On the electrical double layer capacitance of the restricted primitive model: a link between the mesoscopic theory and the associative mean spherical approximation

Abstract

The results for the electrical double layer capacitance and the charge density of ``free ions'' obtained from the mesoscopic theory are compared with the corresponding results of the associative mean spherical approximation. While the first theory takes into account the fluctuations of the charge density, the second theory assumes that the free ions and ion pairs are in chemical equilibrium according to the mass action law. Our results demonstrate a fairly good agreement between the two theories at high densities and low temperatures.

Figures (2)

• Figure 1: The EDL capacitance $C$ of the RPM in units of the Helmholtz capacitance $C_{\mathrm{H}}=\epsilon/(4\pi a)$ obtained from the mesoscopic theory (solid line), MSA (dash-dotted line), AMSA with Ebeling's association constant (dashed line) for $T^*=0.5$ (left-hand panel) and $T^*=0.25$ (right-hand panel).
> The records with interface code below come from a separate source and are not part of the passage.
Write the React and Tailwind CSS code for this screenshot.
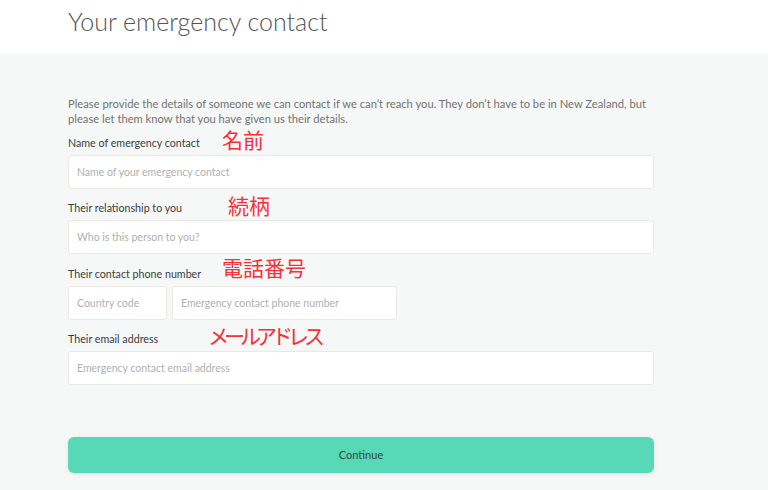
const Field = ({ label, note, noteClass, children }) => (
  <div className="flex flex-col">
    <div className="relative h-[14px] mb-[5px] leading-[14px]">
      <span className="block text-[10.7px] leading-[14px] text-[#3c3c3c]">{label}</span>
      <span
        className={`absolute text-[21px] leading-[22px] text-[#f2323a] ${noteClass}`}
        style={{ fontFamily: '"Noto Sans CJK JP", sans-serif' }}
      >
        {note}
      </span>
    </div>
    {children}
  </div>
);

const Input = ({ placeholder, className = "" }) => (
  <input
    type="text"
    placeholder={placeholder}
    className={`h-[34px] bg-white border border-[#ebe8e4] rounded-[3px] px-[8px] text-[10.5px] text-[#444] placeholder:text-[#b0b0b0] focus:outline-none ${className}`}
  />
);

const App = () => {
  return (
    <div className="min-h-screen bg-[#f5f8f7]" style={{ fontFamily: 'Lato, "Noto Sans", sans-serif' }}>
      {/* header */}
      <div className="h-[54px] bg-white pl-[68px] pt-[5px]">
        <h1 className="text-[25px] leading-[32px] font-light text-[#555]">Your emergency contact</h1>
      </div>

      <div className="pl-[68px] pt-[42px] w-[654px]">
        <p className="text-[11.2px] leading-[15px] text-[#737373] w-[586px]">
          Please provide the details of someone we can contact if we can’t reach you. They don’t have to be in New Zealand, but
          please let them know that you have given us their details.
        </p>

        <div className="mt-[10px] flex flex-col gap-[12.4px]">
          <Field label="Name of emergency contact" note="名前" noteClass="left-[154px] top-[-8px]">
            <Input placeholder="Name of your emergency contact" className="w-[586px]" />
          </Field>
          <Field label="Their relationship to you" note="続柄" noteClass="left-[160px] top-[-7px]">
            <Input placeholder="Who is this person to you?" className="w-[586px]" />
          </Field>
          <Field label="Their contact phone number" note="電話番号" noteClass="left-[154px] top-[-11px]">
            <div className="flex gap-[5px]">
              <Input placeholder="Country code" className="w-[99px]" />
              <Input placeholder="Emergency contact phone number" className="w-[225px]" />
            </div>
          </Field>
          <Field label="Their email address" note="メールアドレス" noteClass="left-[140px] top-[-8px] tracking-[-5px]">
            <Input placeholder="Emergency contact email address" className="w-[586px]" />
          </Field>
        </div>

        <button
          type="button"
          className="mt-[52px] w-[586px] h-[36px] rounded-[6px] bg-[#57d9b7] text-[11px] text-[#34463f] shadow-[0_1px_6px_rgba(0,0,0,0.08)]"
        >
          Continue
        </button>
      </div>
    </div>
  );
};

export default App;
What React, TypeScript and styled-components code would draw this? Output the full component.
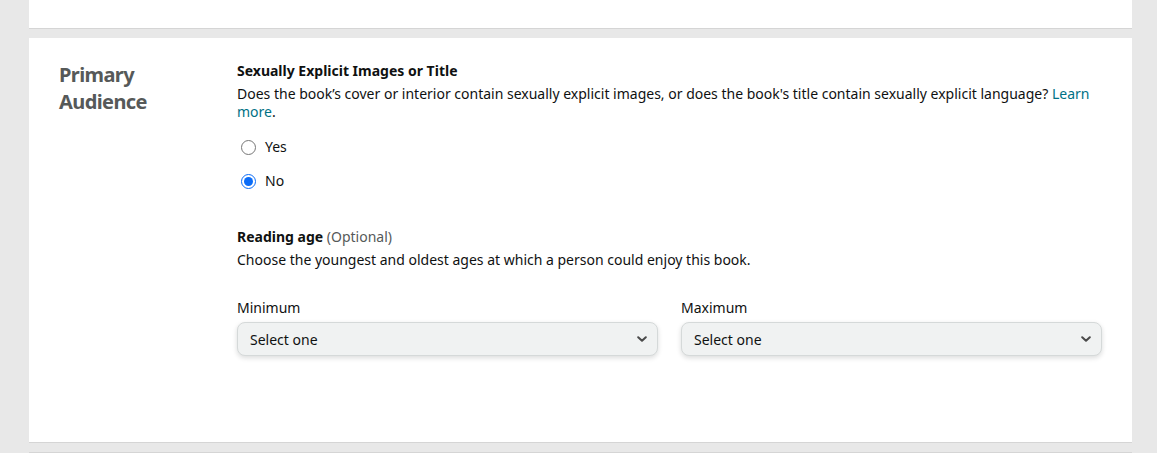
import React from "react";
import styled, { createGlobalStyle } from "styled-components";

const Global = createGlobalStyle`
  html, body { margin: 0; padding: 0; }
  body {
    background: #e8e8e8;
    font-family: "Noto Sans", "Liberation Sans", Arial, sans-serif;
    color: #0f1111;
  }
`;

const Page = styled.div`
  display: flex;
  flex-direction: column;
  gap: 9px;
  padding: 0 25px 0 29px;
  width: 1103px;
`;

const Card = styled.section<{ $stub?: boolean }>`
  background: #fff;
  border-bottom: 1px solid #d5d5d5;
  height: ${(p) => (p.$stub ? "28px" : "auto")};
  box-sizing: content-box;
`;

const Row = styled.div`
  display: grid;
  grid-template-columns: 178px 1fr;
  padding: 23px 30px 86px 30px;
`;

const SectionTitle = styled.h2`
  margin: 0;
  font-size: 20px;
  line-height: 27px;
  font-weight: 700;
  letter-spacing: -0.6px;
  color: #565959;
`;

const Content = styled.div`
  display: flex;
  flex-direction: column;
`;

const Label = styled.div`
  font-size: 14px;
  line-height: 20px;
  font-weight: 700;
`;

const Optional = styled.span`
  font-weight: 400;
  color: #565959;
`;

const Desc = styled.p`
  margin: 4px 0 0;
  font-size: 14px;
  line-height: 18px;
`;

const Link = styled.a`
  color: #007185;
  text-decoration: none;
`;

const RadioGroup = styled.div`
  display: flex;
  flex-direction: column;
  gap: 14px;
  margin: 16px 0 0;
`;

const RadioLabel = styled.label`
  display: flex;
  align-items: center;
  gap: 9px;
  font-size: 14px;
  line-height: 20px;
  padding-left: 4px;
`;

const Radio = styled.input`
  margin: 0;
  width: 15px;
  height: 15px;
  accent-color: #0b6cf7;
`;

const Block = styled.div<{ $mt: number }>`
  margin-top: ${(p) => p.$mt}px;
`;

const Selects = styled.div`
  display: grid;
  grid-template-columns: 1fr 1fr;
  gap: 23px;
  margin-top: 29px;
`;

const Field = styled.div`
  display: flex;
  flex-direction: column;
  gap: 4px;
`;

const FieldLabel = styled.div`
  font-size: 14px;
  line-height: 20px;
`;

const SelectBox = styled.div`
  display: flex;
  align-items: center;
  justify-content: space-between;
  height: 32px;
  padding: 0 10px 0 12px;
  background: #f0f2f2;
  border: 1px solid #d5d9d9;
  border-radius: 8px;
  box-shadow: 0 2px 5px rgba(15, 17, 17, 0.15);
  font-size: 14px;
  color: #0f1111;
`;

const Chevron = () => (
  <svg width="10" height="6" viewBox="0 0 10 6">
    <path d="M1.2 1.2 L5 4.8 L8.8 1.2" fill="none" stroke="#4a4a4a" strokeWidth="2" strokeLinecap="round" strokeLinejoin="round" />
  </svg>
);

export default function App() {
  return (
    <>
      <Global />
      <Page>
        <Card $stub />
        <Card>
          <Row>
            <SectionTitle>
              Primary
              <br />
              Audience
            </SectionTitle>
            <Content>
              <Label>Sexually Explicit Images or Title</Label>
              <Desc>
                Does the book’s cover or interior contain sexually explicit images, or does the book's title contain
                sexually explicit language? <Link href="#">Learn more</Link>.
              </Desc>
              <RadioGroup>
                <RadioLabel>
                  <Radio type="radio" name="explicit" />
                  Yes
                </RadioLabel>
                <RadioLabel>
                  <Radio type="radio" name="explicit" defaultChecked />
                  No
                </RadioLabel>
              </RadioGroup>
              <Block $mt={36}>
                <Label>
                  Reading age <Optional>(Optional)</Optional>
                </Label>
                <Desc>Choose the youngest and oldest ages at which a person could enjoy this book.</Desc>
              </Block>
              <Selects>
                <Field>
                  <FieldLabel>Minimum</FieldLabel>
                  <SelectBox>
                    Select one
                    <Chevron />
                  </SelectBox>
                </Field>
                <Field>
                  <FieldLabel>Maximum</FieldLabel>
                  <SelectBox>
                    Select one
                    <Chevron />
                  </SelectBox>
                </Field>
              </Selects>
            </Content>
          </Row>
        </Card>
        <Card />
      </Page>
    </>
  );
}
The Debye capacitance, Eq. (\ref{['C_Debye']}), is shown by a dash-dot-dotted line. $\rho$ is the dimensionless density of ions, $T^*=1/l_B$ where $l_B$ is the Bjerrum length in $a$ units ($a$ is the ion diameter). The inset in the right-hand panel shows the magnified plot of the range $0.5<\rho<0.55$ where the capacitance obtained from the mesoscopic theory and from the AMSA takes almost the same values.
• Figure 2: Effective density of ions $\rho_R$ obtained from the mesoscopic theory, Eq. (\ref{['roR']}), (solid line) and the density of free ions $\rho_{{\rm free}}=\alpha\rho$ ($\alpha$ is the degree of dissociation) obtained from the AMSA with Ebeling's association constant (dashed line) for $T^*=0.5$ (left-hand panel) and $T^*=0.25$ (right-hand panel). $\rho$ is the dimensionless density of ions, $T^*=1/l_B$ where $l_B$ is the Bjerrum length in $a$ units ($a$ is the ion diameter).